AU NOM DU PEUPLE FRANCAIS
LA COUR DE CASSATION, CHAMBRE SOCIALE, a rendu l'arrêt suivant :
Sur le pourvoi formé par M. Messaoud X..., demeurant "Le Plein Sud", ...,
en cassation d'un arrêt rendu le 9 janvier 1996 par la cour d'appel d'Aix-en-Provence (18e chambre sociale), au profit de la société Rapides Côte d'Azur, société anonyme, dont le siège est "Le Quadra", Arenas, ...,
défenderesse à la cassation ;
LA COUR, en l'audience publique du 23 juin 1998, où étaient présents : M. Gélineau-Larrivet, président, M. Frouin, conseiller référendaire rapporteur, MM. Waquet, Carmet, Boubli, Le Roux-Cocheril, Ransac, Chagny, Bouret, conseillers, Mmes Pams-Tatu, Girard-Thuilier, Barberot, Lebée, Andrich, conseillers référendaires, M. Terrail, avocat général, Mme Ferré, greffier de chambre ;
Sur le rapport de M. Frouin, conseiller référendaire, les observations de la SCP Boré et Xavier, avocat de la société Rapides Côte d'Azur, les conclusions de M. Terrail, avocat général, et après en avoir délibéré conformément à la loi ;
Sur les quatre moyens réunis :
Vu les articles L. 122-4 et L. 122-14-2 du Code du travail ;
Attendu que M. X... a été engagé le 13 octobre 1997 par la société Rapides Côte d'Azur en qualité de conducteur receveur ; qu'à la suite d'un entretien préalable à son licenciement, il a écrit à son employeur en se plaignant d'avoir été insulté pendant cet entretien par le représentant de l'employeur et en concluant ainsi sa lettre : "En conséquence, je me considère comme licencié brutalement et je ferai valoir mes droits" ; qu'il a saisi la juridiction prud'homale d'une demande en paiement d'indemnités de rupture et de dommages-intérêts ;
Attendu que, pour débouter le salarié de sa demande, la cour d'appel a énoncé que l'employeur avait pris acte de la lettre du salarié par lettre du 7 avril 1989 dans les termes suivants : "Nous tenons à vous informer que M. Y... proteste véhémentement et s'inscrit en faux contre les allégations contenues dans la susdite lettre.
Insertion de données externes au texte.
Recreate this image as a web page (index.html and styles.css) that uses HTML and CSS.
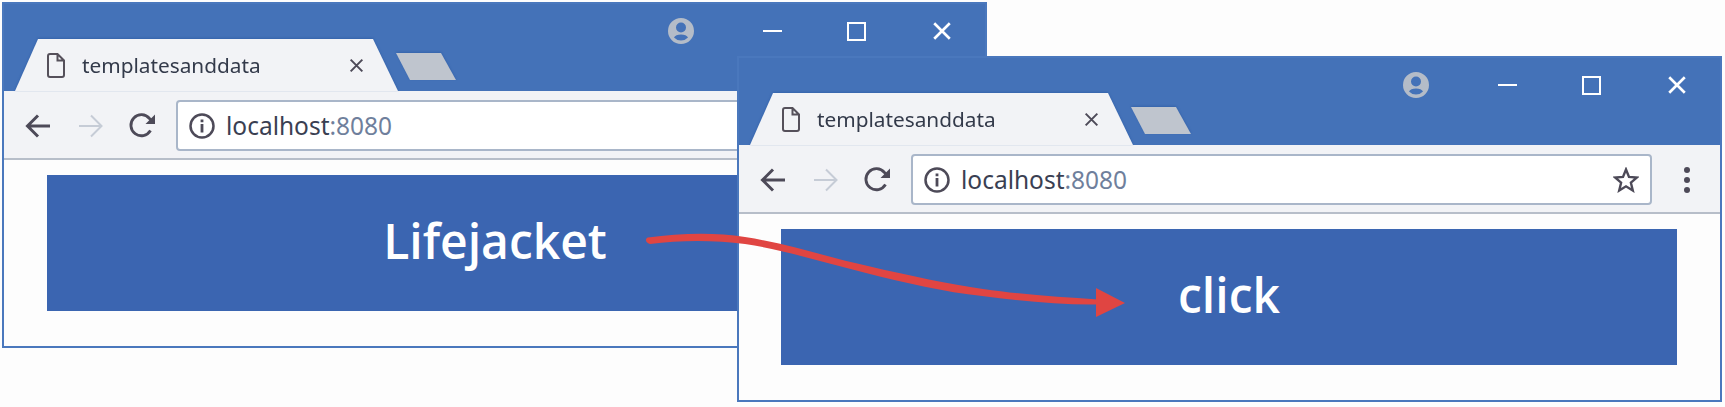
FILE: index.html
```html
<!DOCTYPE html>
<html lang="en">
<head>
    <meta charset="UTF-8">
    <meta name="viewport" content="width=device-width, initial-scale=1.0">
    <title>templatesanddata</title>
    <link rel="stylesheet" href="styles.css">
</head>
<body>
    <svg width="0" height="0" class="defs">
        <symbol id="i-file" viewBox="0 0 18 25"><path d="M1 3a2 2 0 0 1 2-2h7.5L17 7.5V22a2 2 0 0 1-2 2H3a2 2 0 0 1-2-2zM10.500 1v6.500H17" fill="none" stroke="#55505a" stroke-width="2"/></symbol>
        <symbol id="i-x" viewBox="0 0 18 18"><path d="M2 2l14 14M16 2L2 16" fill="none" stroke="currentColor" stroke-width="2.400"/></symbol>
        <symbol id="i-back" viewBox="0 0 26 26"><path d="M25 13H3M13 2.500L2.500 13 13 23.500" fill="none" stroke="currentColor" stroke-width="3"/></symbol>
        <symbol id="i-fwd" viewBox="0 0 26 26"><path d="M1 13h22M13 2.500L23.500 13 13 23.500" fill="none" stroke="currentColor" stroke-width="2"/></symbol>
        <symbol id="i-reload" viewBox="0 0 26 26"><path d="M21.500 17.500A10.500 10.500 0 1 1 20.500 5.500L24 9" fill="none" stroke="currentColor" stroke-width="2.800"/><path d="M26 1.500V11H16.500z" fill="currentColor"/></symbol>
        <symbol id="i-info" viewBox="0 0 26 26"><circle cx="13" cy="13" r="11.500" fill="none" stroke="currentColor" stroke-width="2.500"/><path d="M11.600 11h2.800v8.500h-2.800zM11.600 6.500h2.800v2.800h-2.800z" fill="currentColor"/></symbol>
        <symbol id="i-star" viewBox="0 0 26 26"><path d="M13 2.500l3 7.400 8 .6-6.100 5.200 1.900 7.800L13 19.300l-6.800 4.200 1.900-7.800L2 10.500l8-.6z" fill="none" stroke="#4d4a58" stroke-width="2.400"/></symbol>
        <symbol id="i-user" viewBox="0 0 26 26"><path fill-rule="evenodd" d="M13 0a13 13 0 1 1 0 26a13 13 0 0 1 0-26zM13 4.500a5 5 0 1 0 0 10a5 5 0 0 0 0-10zM13 16.500c-3.500 0-6 1.300-7 3a9.500 9.500 0 0 0 14 0c-1-1.700-3.500-3-7-3z" fill="#b4bcc8"/></symbol>
    </svg>

    <div class="window window-back">
        <div class="titlebar">
            <div class="tabstrip">
                <div class="tab">
                    <svg class="tab-file"><use href="#i-file"/></svg>
                    <span class="tab-title">templatesanddata</span>
                    <svg class="tab-close"><use href="#i-x"/></svg>
                </div>
                <div class="newtab"></div>
            </div>
            <div class="controls">
                <svg class="ctl-user"><use href="#i-user"/></svg>
                <span class="ctl-min"></span>
                <span class="ctl-max"></span>
                <svg class="ctl-close"><use href="#i-x"/></svg>
            </div>
        </div>
        <div class="toolbar">
            <svg class="nav nav-back"><use href="#i-back"/></svg>
            <svg class="nav nav-fwd"><use href="#i-fwd"/></svg>
            <svg class="nav nav-reload"><use href="#i-reload"/></svg>
            <div class="omnibox">
                <svg class="info"><use href="#i-info"/></svg>
                <span class="url">localhost<span class="port">:8080</span></span>
                <svg class="star"><use href="#i-star"/></svg>
            </div>
            <div class="menu"><i></i><i></i><i></i></div>
        </div>
        <div class="content">
            <div class="banner">Lifejacket</div>
        </div>
    </div>

    <div class="window window-front">
        <div class="titlebar">
            <div class="tabstrip">
                <div class="tab">
                    <svg class="tab-file"><use href="#i-file"/></svg>
                    <span class="tab-title">templatesanddata</span>
                    <svg class="tab-close"><use href="#i-x"/></svg>
                </div>
                <div class="newtab"></div>
            </div>
            <div class="controls">
                <svg class="ctl-user"><use href="#i-user"/></svg>
                <span class="ctl-min"></span>
                <span class="ctl-max"></span>
                <svg class="ctl-close"><use href="#i-x"/></svg>
            </div>
        </div>
        <div class="toolbar">
            <svg class="nav nav-back"><use href="#i-back"/></svg>
            <svg class="nav nav-fwd"><use href="#i-fwd"/></svg>
            <svg class="nav nav-reload"><use href="#i-reload"/></svg>
            <div class="omnibox">
                <svg class="info"><use href="#i-info"/></svg>
                <span class="url">localhost<span class="port">:8080</span></span>
                <svg class="star"><use href="#i-star"/></svg>
            </div>
            <div class="menu"><i></i><i></i><i></i></div>
        </div>
        <div class="content">
            <div class="banner">click</div>
        </div>
    </div>

    <svg class="arrow" viewBox="0 0 1725 407">
        <path d="M648 237.500C680 233 715 232 745 237C790 244 830 258 868 266C910 276 950 284 983 289C1025 295 1060 297 1098 299.500L1098 304.500C1060 305 1020 301 982 296C945 292 905 283 866 273C825 263 785 250 745 244C715 240 680 240 650 244C645 243 645 238 648 237.500Z" fill="#e04542"/>
        <path d="M1096 288L1125 303L1096 317Z" fill="#e04542"/>
    </svg>
</body>
</html>
```

FILE: styles.css
```css
body {
    margin: 0;
    width: 1725px;
    height: 407px;
    position: relative;
    overflow: hidden;
    background-color: #fdfdfd;
    font-family: "Noto Sans", sans-serif;
}
.defs {
    position: absolute;
}
.window {
    position: absolute;
    box-sizing: border-box;
    width: 985px;
    height: 346px;
    border: 2px solid #4a78bd;
    background: #fdfdfd;
    display: flex;
    flex-direction: column;
}
.window-back {
    left: 2px;
    top: 2px;
}
.window-front {
    left: 737px;
    top: 56px;
}
.titlebar {
    height: 87px;
    flex: none;
    background: #4472b8;
    display: flex;
    align-items: flex-end;
}
.tabstrip {
    display: flex;
    align-items: flex-end;
    flex: none;
    filter: drop-shadow(0 -1px 1px #3563ab);
}
.tab {
    box-sizing: border-box;
    width: 383px;
    height: 52px;
    margin-left: 11px;
    padding: 0 28px 0 32px;
    background: #f2f3f6;
    clip-path: polygon(23px 0, 358px 0, 383px 100%, 0 100%);
    display: flex;
    align-items: center;
    flex: none;
}
.tab-file {
    width: 18px;
    height: 25px;
    flex: none;
}
.tab-title {
    margin-left: 17px;
    font-size: 20.800px;
    color: #333a4a;
    flex: 1;
}
.tab-close {
    width: 15px;
    height: 15px;
    margin-right: 6px;
    color: #4d4a58;
    flex: none;
}
.newtab {
    width: 60px;
    height: 27px;
    margin: 0 0 11px -2px;
    flex: none;
    background: #bfc5ce;
    clip-path: polygon(0 0, 45px 0, 100% 100%, 14px 100%);
}
.controls {
    align-self: flex-start;
    margin-left: auto;
    height: 54px;
    padding-right: 33px;
    display: flex;
    align-items: center;
    color: #fff;
}
.ctl-user {
    width: 26px;
    height: 26px;
    flex: none;
}
.ctl-min {
    width: 19px;
    height: 2px;
    margin-left: 69px;
    background: #fff;
    flex: none;
}
.ctl-max {
    box-sizing: border-box;
    width: 19px;
    height: 19px;
    margin-left: 65px;
    border: 2px solid #fff;
    flex: none;
}
.ctl-close {
    width: 20px;
    height: 20px;
    margin-left: 66px;
    flex: none;
}
.toolbar {
    height: 69px;
    flex: none;
    box-sizing: border-box;
    padding: 9px 0 7px 21px;
    background: #f2f3f6;
    border-bottom: 2px solid #b7bec9;
    display: flex;
    align-items: center;
    color: #4d4a58;
}
.nav {
    width: 26px;
    height: 26px;
    flex: none;
}
.nav-fwd {
    margin-left: 27px;
    color: #c6ccd6;
}
.nav-reload {
    margin-left: 25px;
}
.omnibox {
    box-sizing: border-box;
    width: 741px;
    height: 51px;
    margin-left: 21px;
    padding: 0 11px;
    background: #fff;
    border: 2px solid #a9b6c9;
    border-radius: 4px;
    display: flex;
    align-items: center;
    flex: none;
}
.info {
    width: 26px;
    height: 26px;
    flex: none;
}
.url {
    margin-left: 11px;
    font-size: 24.500px;
    color: #3a3f52;
    flex: 1;
}
.port {
    color: #6f7f9c;
}
.star {
    width: 26px;
    height: 26px;
    flex: none;
}
.menu {
    margin-left: 32px;
    display: flex;
    flex-direction: column;
    gap: 4px;
}
.menu i {
    display: block;
    width: 6px;
    height: 6px;
    border-radius: 50%;
    background: #4d4a58;
}
.content {
    flex: 1;
    padding: 15px 42px 35px 43px;
    display: flex;
}
.window-front .content {
    padding: 15px 43px 35px 42px;
}
.banner {
    flex: 1;
    box-sizing: border-box;
    padding-bottom: 6px;
    background: #3b65b1;
    color: #fff;
    font-family: "Open Sans", sans-serif;
    font-weight: 600;
    font-size: 48px;
    display: flex;
    align-items: center;
    justify-content: center;
}
.arrow {
    position: absolute;
    left: 0;
    top: 0;
    width: 1725px;
    height: 407px;
}
```
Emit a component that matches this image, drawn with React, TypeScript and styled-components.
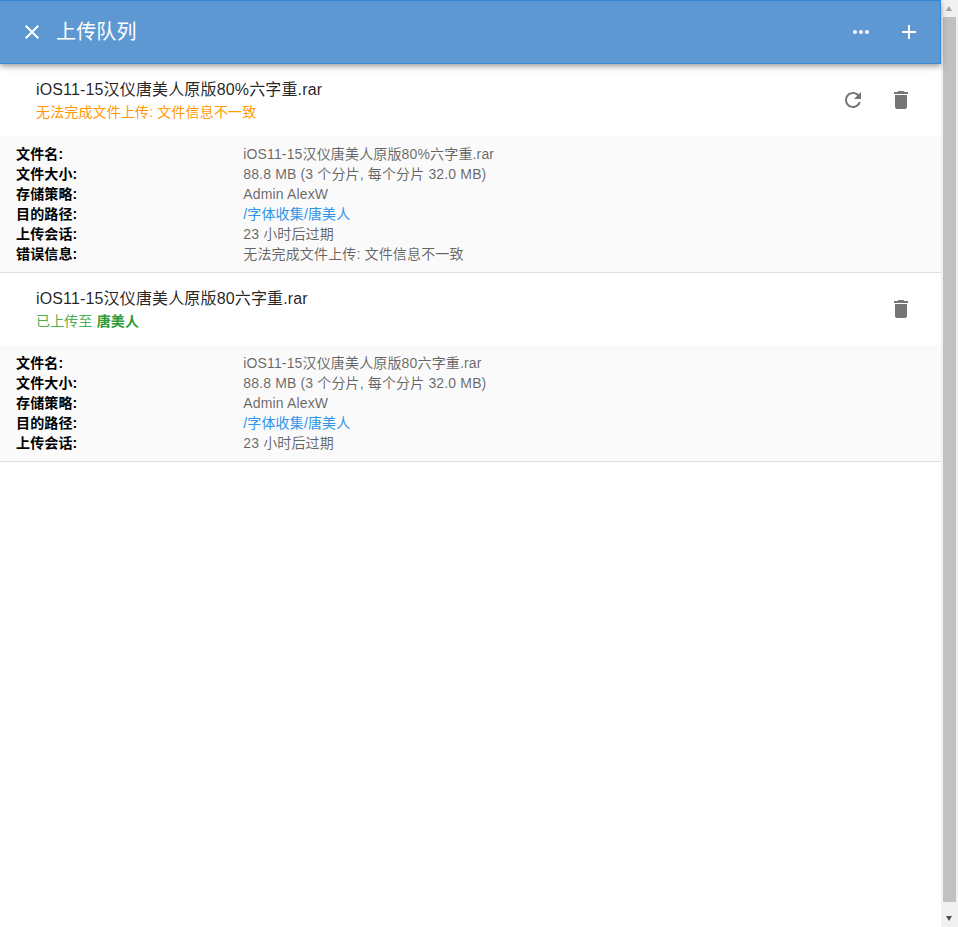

Par ailleurs, nous notons que vous avez pris unilatéralement et brutalement l'initiative de la rupture de votre contrat de travail, sans même respecter le préavis que vous nous deviez", qu'il en résultait que c'est M. X... qui, par sa lettre du 4 avril 1989, avait pris l'initiative de mettre fin aux relations contractuelles le liant à la société Rapides Côte d'Azur ;
Attendu, cependant, que la démission s'entend d'une volonté claire et non équivoque du salarié de mettre fin au contrat de travail ;
D'où il suit qu'en statuant comme elle l'a fait, alors qu'il ne résultait pas de la lettre du salarié une volonté claire et non équivoque de rompre le contrat de travail et que la prise d'acte par l'employeur de la rupture à l'initiative du salarié, sans l'énoncé d'aucun motif, s'analysait en un licenciement dépourvu de cause réelle et sérieuse, la cour d'appel a violé les textes susvisés ;
PAR CES MOTIFS :
CASSE ET ANNULE, dans toutes ses dispositions, l'arrêt rendu le 9 janvier 1996, entre les parties, par la cour d'appel d'Aix-en-Provence ; remet, en conséquence, la cause et les parties dans l'état où elles se trouvaient avant ledit arrêt et, pour être fait droit, les renvoie devant la cour d'appel de Nîmes ;
Condamne la société Rapides Côte d'Azur aux dépens ;
Dit que sur les diligences du procureur général près la Cour de Cassation, le présent arrêt sera transmis pour être transcrit en marge ou à la suite de l'arrêt cassé ;
Ainsi fait et jugé par la Cour de Cassation, Chambre sociale, et prononcé par le président en son audience publique du vingt et un octobre mil neuf cent quatre-vingt-dix-huit.